Podemos leer reseñas de los medios, críticas de los críticos, recomendaciones de los comensales, o escuchar los rumores de los que oyeron decir que alguien fue y que dicen que le gustó. Las opiniones condicionan nuestra experiencia, pero solo hay una manera de tener certeza sobre ella: viviéndola (comiéndola, bebiéndola). Como con las películas o los libros: te pueden contar pero mejor cuéntales tú.

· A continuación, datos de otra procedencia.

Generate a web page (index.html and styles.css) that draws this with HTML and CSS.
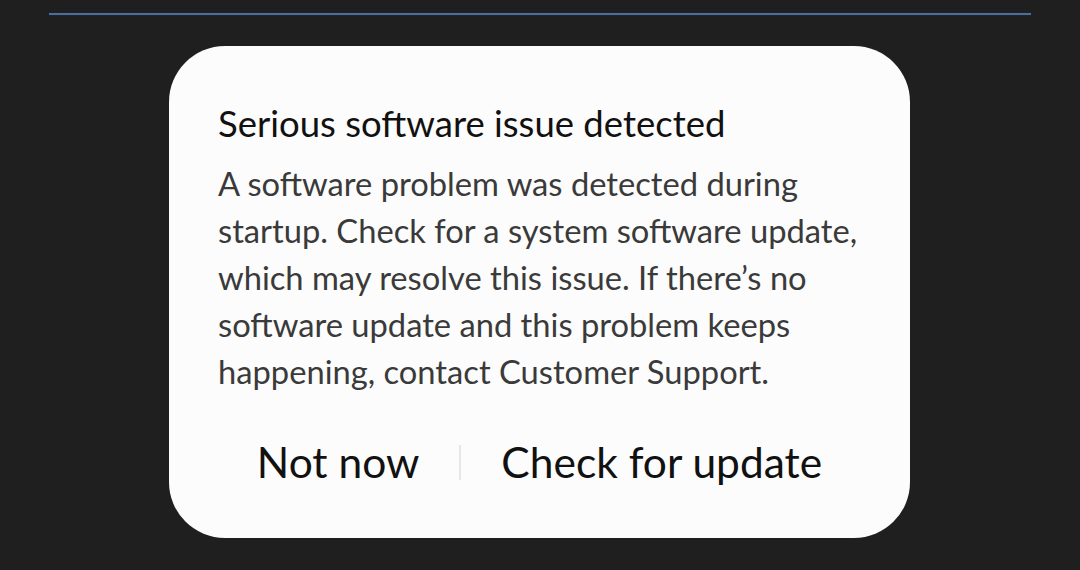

Hace poco seguí una recomendación y caí en Tlacoyotitlán (Salvador Díaz Mirón 84, Col. Santa María la Ribera), “un paraíso garnachero”, decían, “exótico”, “único en su tipo”. Los lugares comunes para describirlo provocaron la primera duda. La segunda cayó con las siete páginas de su carta. No sé por qué desconfío de los lugares con tantas opciones, quizá porque poco aprieta el que mucho abarca. La tercera, más contundente, cuando el gerente me presumió que tienen “un arreglo” para tener insectos todo el año, sin importar la temporada. Congelados, obvio.
No está mal, cada quien sus trucos. El lugar satisface a un montón de personas que transitan alrededor del Kiosco Morisco. Es del mismo tipo de los restaurantes situados alrededor del zócalo de una ciudad colonial: turistero (inserte emoji de decepción).
Otra recomendación me llevó cerca, a Estanquillo el 32 (Enrique González Martínez 32, Col. Santa María la Ribera), una tostadería, mezcalería, chelería, un espacio bonito con un montón de plantas. La cocina ofrece lo que las compras en el mercado dispusieron: quelites, chapulines, aguacatito. Nada del otro mundo, pero, eso sí, bien sazonado, abundante, barato.
Es el tipo de changarro al que caen los vecinos, la banda que visita El Chopo o cualquier transeúnte cuya mirada fue atrapada por su estante lleno de chelas de la colonia: de barrio. (inserte emoji de corazón).
En las recomendaciones como la vida: a veces se pierde, pero luego se gana.